O Pequeno Príncipe e a Medicina.

Transcrição: Erika Campana

“A maior caridade que podemos fazer por nossos pacientes, é estudar sempre e mantermo-nos em constante excelência.”

O texto “O Pequeno Príncipe e a Medicina” foi escrito por Leandro Diehl, Endocrinologista, docente e pesquisador na área de educação médica e encontra-se disponível no site www.raciocineoclinico.com.br

Como saber se um médico realmente ama sua profissão?

Existem várias maneiras de determinar isso, claro, mas uma das coisas que mais me ajudam a responder essa pergunta é o brilho no olhar diante do caso difícil.

Explico: quando você realmente gosta do que faz, você certamente desempenha bem as pequenas tarefas comuns do dia a dia – mas o que realmente estimula você é o desafio. Aquela missão onde vários já falharam. O problema diferente, nunca visto antes. O impensável. O imensamente complexo e raro. O problema cabeludo. Aquilo que parece impossível. A zebra, o camaleão, o unicórnio.

Não me entenda mal: a imensa maioria dos médicos atende bem esses pacientes complicados: colhe a história, examina, propõe tratamentos, acompanha o doente. Mas tem sempre um médico que vai um pouco mais além. É aquele que, diante de um paciente sofrendo com um diagnóstico difícil, fica animado, cheio de perguntas, com o olho brilhando! Descobrir aquele diagnóstico para poder ajudar o paciente passa a ser uma motivação fortíssima.

É aí que ele colhe novamente toda a história desde o começo, examina o paciente dos pés à cabeça, revê todos os volumes do prontuário para checar o que ainda não foi descartado, pesquisa doenças raras e estranhas na internet, lê blogs, discute com outros amigos que também curtem casos complicados. Nada desperta mais a curiosidade de um caçador de zebras do que um paciente que já foi virado do avesso por vários médicos e ainda permanece sem diagnóstico!
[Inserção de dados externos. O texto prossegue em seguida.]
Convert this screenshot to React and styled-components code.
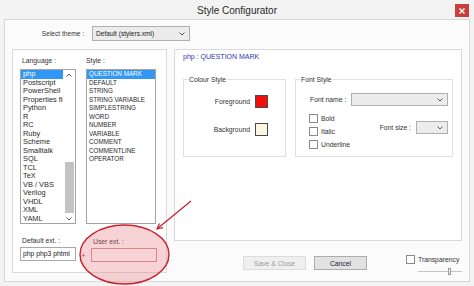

Diante da obscuridade, da ambiguidade, da incerteza, esse médico não se desmotiva. Muito pelo contrário! Ele redobra seus esforços. Ele trata de pensar no que ainda não foi pensado, tentar o que ainda não foi tentado. Ele se sente responsável. Ele dá um pouco mais de si. Afinal, aquele paciente precisa dele! Para mim, isso é o que reflete a paixão mais genuína pela arte e pela ciência médica: não esmorecer onde outros já desanimaram. Não parar de procurar uma solução só porque outros, antes dele, entregaram os pontos. Não perder a curiosidade jamais. Não desistir da sua sagrada missão de ajudar o paciente e achar o diagnóstico. E isso, sempre mantendo no olhar o brilho e a pureza próprios das crianças, sempre encantadas com o mundo à sua volta. Antoine de Saint-Exupéry, autor do clássico “O Pequeno Príncipe”, começa esse livro descrevendo aquela que é a maior diferença entre a visão de mundo das crianças e a dos adultos.

Ele conta que, quando tinha seis anos, ficou impressionado com o fato de que as jiboias, quando engolem uma grande presa, ficam seis meses deitadas, imóveis, fazendo a digestão. Depois de muito refletir sobre isso, ele fez seu primeiro desenho. Ao mostrar seu desenho número 1 para as pessoas grandes, ficou decepcionadíssimo porque elas não demonstravam medo. Elas só diziam: “Por que é que um chapéu faria medo?”

Só que o desenho não era de um chapéu. Era de uma jiboia digerindo um enorme elefante!

Seu segundo desenho, então, foi mais explícito, para que as pessoas grandes pudessem entender a figura sem necessidade de muitas explicações: demonstrando claramente o elefante dentro da barriga da jibóia. Mas as pessoas grandes também não gostaram do desenho número 2, e o aconselharam a abandonar os desenhos de jiboias e elefantes e ir estudar geografia, cálculo, gramática.

Feliz é o médico que, diante de um caso aparentemente insolúvel, não se contenta em ver apenas o contorno de um chapéu, mas tenta enxergar a doença dentro do doente, o elefante dentro da jiboia! Este, sim, ama sua profissão, com todos os seus mistérios!

Mantenha sempre acesa sua curiosidade. Não se contente com respostas fáceis. Tente enxergar além do óbvio – afinal, como já dizia o pequeno príncipe: “O essencial é invisível aos olhos.”

Ah, e antes de terminar este podcast: não esqueça de levar consigo o seu carneiro!

E para aqueles que não entenderam a citação ao carneiro, recomendo a releitura de O Pequeno Príncipe!